Flax Milk is the mildest of the three potential new standards, and in coffee, it feels more like it's reducing the bitterness and heat of the coffee than adding much flavor of its own. Which, if you prefer your coffee with a bit of milk, but not too sweet, makes Flax an ideal milk replacement-replacement pick.

Oat Milk

Oatly is pushing hard to bring you the next big milk, and with good reason: its Oat Milk is one of the few to achieve unanimous and strong approval from our testers. Buttery, thick, very close to real milk, its flavor is a bit reminiscent of how milk tastes after it's had shredded wheat cereal sit in it for awhile. Which is a good thing.

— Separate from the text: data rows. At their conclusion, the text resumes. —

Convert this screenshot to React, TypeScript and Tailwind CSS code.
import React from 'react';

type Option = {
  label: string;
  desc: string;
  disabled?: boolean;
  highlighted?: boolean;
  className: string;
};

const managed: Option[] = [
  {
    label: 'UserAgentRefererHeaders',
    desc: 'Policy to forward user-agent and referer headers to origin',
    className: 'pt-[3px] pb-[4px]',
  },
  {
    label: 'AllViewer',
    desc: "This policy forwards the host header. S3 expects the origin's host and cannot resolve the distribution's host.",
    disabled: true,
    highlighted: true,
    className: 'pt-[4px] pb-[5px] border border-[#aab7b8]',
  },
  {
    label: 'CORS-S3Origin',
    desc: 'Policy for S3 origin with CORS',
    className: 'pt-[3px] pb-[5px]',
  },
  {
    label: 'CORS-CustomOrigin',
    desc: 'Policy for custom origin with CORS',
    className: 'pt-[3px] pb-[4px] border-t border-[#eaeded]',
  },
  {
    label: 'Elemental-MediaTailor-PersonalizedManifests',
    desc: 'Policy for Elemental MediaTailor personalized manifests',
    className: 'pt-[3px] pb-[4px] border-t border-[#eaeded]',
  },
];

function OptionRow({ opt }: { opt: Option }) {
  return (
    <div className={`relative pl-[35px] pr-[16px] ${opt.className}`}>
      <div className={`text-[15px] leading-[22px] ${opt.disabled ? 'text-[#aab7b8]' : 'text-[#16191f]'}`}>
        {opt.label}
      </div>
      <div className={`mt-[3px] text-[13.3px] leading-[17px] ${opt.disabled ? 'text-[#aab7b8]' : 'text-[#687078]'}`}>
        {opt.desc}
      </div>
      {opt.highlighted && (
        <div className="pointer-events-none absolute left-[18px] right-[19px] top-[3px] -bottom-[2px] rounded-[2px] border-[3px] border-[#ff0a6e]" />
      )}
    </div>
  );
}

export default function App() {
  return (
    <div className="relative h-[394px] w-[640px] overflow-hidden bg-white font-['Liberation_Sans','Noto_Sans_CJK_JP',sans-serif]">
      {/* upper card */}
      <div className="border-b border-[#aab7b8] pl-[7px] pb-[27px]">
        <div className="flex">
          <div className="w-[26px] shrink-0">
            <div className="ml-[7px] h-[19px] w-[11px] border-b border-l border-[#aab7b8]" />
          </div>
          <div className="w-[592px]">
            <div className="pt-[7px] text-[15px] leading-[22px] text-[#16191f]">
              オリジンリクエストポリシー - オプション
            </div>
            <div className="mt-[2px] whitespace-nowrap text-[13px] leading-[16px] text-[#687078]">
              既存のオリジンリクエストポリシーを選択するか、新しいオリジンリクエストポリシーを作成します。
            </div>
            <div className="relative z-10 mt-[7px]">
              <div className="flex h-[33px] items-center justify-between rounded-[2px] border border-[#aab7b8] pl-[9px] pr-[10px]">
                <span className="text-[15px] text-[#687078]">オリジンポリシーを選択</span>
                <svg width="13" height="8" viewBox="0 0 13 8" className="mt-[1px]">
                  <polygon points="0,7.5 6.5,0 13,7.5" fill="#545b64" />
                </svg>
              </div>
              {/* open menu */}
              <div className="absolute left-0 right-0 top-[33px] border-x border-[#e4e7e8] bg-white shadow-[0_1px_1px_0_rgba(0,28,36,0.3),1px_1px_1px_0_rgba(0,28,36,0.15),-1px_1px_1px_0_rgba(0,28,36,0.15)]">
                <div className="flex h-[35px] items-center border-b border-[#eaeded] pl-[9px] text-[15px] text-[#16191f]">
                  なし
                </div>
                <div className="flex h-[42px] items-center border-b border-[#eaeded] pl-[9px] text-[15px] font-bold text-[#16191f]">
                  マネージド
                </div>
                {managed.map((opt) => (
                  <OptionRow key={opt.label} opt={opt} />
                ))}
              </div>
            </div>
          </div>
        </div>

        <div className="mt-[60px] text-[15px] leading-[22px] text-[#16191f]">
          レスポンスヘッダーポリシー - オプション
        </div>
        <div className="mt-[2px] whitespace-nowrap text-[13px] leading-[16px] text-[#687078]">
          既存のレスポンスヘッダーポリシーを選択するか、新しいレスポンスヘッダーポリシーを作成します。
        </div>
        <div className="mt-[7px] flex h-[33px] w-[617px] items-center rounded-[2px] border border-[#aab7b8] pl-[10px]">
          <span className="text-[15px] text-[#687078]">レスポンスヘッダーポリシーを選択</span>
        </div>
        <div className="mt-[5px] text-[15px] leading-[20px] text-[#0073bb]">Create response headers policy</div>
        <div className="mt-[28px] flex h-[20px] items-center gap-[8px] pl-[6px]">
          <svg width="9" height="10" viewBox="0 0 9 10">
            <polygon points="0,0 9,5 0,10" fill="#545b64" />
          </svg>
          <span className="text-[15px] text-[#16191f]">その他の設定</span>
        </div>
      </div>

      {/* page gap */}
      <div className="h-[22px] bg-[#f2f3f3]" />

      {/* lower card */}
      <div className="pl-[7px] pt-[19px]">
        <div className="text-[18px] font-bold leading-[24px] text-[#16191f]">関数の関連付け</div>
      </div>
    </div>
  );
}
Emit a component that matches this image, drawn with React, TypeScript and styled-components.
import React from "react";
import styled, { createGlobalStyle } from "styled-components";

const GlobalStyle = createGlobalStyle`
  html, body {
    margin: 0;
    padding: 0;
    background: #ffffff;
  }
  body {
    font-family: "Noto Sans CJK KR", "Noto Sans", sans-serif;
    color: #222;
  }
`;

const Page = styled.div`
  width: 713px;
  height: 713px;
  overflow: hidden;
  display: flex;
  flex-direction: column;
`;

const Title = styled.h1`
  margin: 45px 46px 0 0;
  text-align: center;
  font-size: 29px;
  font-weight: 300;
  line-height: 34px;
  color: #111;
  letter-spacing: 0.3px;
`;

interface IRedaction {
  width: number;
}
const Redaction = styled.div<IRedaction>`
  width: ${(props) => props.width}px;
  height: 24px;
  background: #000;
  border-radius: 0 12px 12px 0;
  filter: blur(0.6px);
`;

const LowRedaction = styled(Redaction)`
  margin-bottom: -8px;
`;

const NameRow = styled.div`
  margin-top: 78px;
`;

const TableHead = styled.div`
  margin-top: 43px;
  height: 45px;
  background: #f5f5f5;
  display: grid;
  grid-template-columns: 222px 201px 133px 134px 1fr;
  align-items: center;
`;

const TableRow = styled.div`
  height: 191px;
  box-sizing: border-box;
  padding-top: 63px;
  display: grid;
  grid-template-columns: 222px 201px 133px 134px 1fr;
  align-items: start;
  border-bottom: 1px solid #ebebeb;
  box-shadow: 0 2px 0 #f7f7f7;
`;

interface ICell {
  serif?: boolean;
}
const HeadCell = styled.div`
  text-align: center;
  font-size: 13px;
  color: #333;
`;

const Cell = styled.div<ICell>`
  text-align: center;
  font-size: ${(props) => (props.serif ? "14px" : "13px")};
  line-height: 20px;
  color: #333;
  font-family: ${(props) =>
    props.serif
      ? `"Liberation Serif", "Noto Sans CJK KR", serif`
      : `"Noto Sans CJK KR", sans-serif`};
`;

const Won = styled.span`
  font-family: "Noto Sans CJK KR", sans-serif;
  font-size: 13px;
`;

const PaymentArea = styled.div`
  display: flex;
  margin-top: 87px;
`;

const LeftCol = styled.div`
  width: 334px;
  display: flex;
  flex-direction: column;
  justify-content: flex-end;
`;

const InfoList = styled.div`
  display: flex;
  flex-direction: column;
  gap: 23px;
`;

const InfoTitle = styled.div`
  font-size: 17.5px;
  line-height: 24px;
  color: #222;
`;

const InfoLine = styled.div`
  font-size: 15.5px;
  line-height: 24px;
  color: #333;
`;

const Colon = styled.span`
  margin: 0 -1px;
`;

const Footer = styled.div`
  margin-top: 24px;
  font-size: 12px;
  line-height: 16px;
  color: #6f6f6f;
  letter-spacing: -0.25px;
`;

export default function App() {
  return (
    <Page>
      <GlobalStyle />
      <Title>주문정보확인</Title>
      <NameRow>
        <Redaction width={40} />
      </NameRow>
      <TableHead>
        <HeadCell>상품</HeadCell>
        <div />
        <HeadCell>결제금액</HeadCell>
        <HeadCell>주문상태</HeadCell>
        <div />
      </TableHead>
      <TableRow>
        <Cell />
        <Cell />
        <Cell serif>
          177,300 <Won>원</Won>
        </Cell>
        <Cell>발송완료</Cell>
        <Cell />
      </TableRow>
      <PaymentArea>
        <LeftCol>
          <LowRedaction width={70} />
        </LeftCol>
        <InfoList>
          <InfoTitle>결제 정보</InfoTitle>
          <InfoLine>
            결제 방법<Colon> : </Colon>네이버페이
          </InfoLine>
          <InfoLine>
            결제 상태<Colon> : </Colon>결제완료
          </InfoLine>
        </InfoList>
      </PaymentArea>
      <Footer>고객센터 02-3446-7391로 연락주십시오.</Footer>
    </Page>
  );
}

Even more importantly, testers called it "very good in coffee," "the most effective in coffee of all," and "excellent in coffee." It's as good a replacement for almond milk as flax, but with a bit more power, so its worth comparing its oat notes to flax's flaxier flavor and deciding your favorite for yourself.

Macadamia Milk

Milkadamia's Macadamia Milk is pleasantly thick and smooth, with a real taste that isn't just sugar or sweetness. Like almond milk, the keyword here is "balance," but its stronger, almost fruity flavor is just enough to make it worth trying alone. What's most impressive is that where some of the other distinct-tasting options are a bit too much to drink regularly, Macadamia Milk is calm enough that you'll want to try breaking it out every day.

And yes, Macadamia Milk in coffee is equally delightful. The more intense macadamia elements are reined in by the coffee itself, but what remains joins the creamy texture as an ideal coffee complement that actually had me wanting to add more milk to my beverage than usual.